**Your task:** Determine how many lines contain the string "full" and reply with that number alone.
***
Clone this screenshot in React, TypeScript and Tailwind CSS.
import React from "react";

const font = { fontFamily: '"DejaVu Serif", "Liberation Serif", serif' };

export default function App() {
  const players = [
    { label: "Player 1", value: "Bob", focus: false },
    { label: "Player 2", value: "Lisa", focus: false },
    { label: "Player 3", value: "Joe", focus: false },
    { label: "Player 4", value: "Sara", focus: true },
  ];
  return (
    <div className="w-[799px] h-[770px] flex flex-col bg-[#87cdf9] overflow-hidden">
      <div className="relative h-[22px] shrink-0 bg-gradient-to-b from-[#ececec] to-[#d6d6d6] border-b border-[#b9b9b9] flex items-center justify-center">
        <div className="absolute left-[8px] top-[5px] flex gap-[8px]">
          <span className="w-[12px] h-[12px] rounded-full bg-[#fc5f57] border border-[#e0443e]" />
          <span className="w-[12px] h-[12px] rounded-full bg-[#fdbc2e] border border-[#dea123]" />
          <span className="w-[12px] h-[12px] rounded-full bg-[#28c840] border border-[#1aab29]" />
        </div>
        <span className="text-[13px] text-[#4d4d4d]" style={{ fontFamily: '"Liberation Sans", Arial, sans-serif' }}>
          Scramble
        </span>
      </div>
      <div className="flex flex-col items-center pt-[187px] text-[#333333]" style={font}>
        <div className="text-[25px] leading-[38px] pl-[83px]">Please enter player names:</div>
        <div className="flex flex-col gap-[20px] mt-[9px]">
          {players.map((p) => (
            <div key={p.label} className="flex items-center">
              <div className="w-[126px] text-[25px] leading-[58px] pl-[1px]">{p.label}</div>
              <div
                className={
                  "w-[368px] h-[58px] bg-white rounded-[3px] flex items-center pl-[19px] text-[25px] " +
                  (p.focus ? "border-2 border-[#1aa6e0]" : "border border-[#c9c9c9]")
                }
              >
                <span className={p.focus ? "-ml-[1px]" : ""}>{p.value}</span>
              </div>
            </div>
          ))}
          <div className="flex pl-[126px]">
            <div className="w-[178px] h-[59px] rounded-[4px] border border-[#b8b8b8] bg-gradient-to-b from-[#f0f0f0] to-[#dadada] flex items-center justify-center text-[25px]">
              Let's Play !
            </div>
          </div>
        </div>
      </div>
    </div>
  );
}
***
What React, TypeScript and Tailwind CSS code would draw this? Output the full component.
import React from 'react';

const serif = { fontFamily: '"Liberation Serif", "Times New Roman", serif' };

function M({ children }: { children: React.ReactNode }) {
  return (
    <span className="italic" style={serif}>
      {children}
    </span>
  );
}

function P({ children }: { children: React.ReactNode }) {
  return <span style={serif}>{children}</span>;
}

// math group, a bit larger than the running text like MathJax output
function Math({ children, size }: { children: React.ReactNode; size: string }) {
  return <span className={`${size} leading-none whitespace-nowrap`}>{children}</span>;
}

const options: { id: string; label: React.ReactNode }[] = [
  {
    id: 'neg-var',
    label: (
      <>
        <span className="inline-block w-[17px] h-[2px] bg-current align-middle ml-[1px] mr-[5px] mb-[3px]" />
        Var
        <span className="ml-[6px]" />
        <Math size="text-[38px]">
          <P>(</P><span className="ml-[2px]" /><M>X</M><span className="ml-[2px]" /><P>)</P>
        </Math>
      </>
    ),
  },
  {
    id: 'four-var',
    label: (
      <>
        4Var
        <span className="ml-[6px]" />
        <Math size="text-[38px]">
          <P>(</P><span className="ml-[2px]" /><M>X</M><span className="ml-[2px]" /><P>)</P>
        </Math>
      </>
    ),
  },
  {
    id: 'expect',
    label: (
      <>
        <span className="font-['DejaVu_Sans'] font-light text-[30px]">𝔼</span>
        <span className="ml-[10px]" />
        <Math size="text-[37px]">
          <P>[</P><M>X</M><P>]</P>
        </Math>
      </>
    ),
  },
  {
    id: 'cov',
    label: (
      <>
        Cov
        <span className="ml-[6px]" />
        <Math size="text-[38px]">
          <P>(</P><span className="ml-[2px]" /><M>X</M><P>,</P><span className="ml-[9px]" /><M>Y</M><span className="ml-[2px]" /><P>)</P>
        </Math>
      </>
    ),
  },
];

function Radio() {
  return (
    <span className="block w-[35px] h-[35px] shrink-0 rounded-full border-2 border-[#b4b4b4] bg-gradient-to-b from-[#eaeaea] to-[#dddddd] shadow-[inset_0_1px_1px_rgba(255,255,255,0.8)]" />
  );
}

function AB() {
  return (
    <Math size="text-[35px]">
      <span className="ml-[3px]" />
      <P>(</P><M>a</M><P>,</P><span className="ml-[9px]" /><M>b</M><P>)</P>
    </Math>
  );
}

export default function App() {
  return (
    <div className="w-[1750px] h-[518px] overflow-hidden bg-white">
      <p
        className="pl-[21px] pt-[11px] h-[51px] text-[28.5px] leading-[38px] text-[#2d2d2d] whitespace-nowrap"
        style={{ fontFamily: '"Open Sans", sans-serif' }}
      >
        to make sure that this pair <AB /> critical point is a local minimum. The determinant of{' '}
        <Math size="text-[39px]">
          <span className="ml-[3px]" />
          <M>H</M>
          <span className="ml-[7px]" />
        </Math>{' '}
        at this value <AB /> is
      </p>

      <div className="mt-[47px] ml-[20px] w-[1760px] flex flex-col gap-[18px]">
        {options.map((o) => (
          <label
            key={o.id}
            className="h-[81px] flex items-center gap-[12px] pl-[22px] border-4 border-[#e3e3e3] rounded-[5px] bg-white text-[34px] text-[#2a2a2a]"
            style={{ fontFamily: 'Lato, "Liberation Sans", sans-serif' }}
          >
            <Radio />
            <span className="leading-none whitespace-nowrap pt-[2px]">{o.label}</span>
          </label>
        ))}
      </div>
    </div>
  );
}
***
**Answer to the task:** 5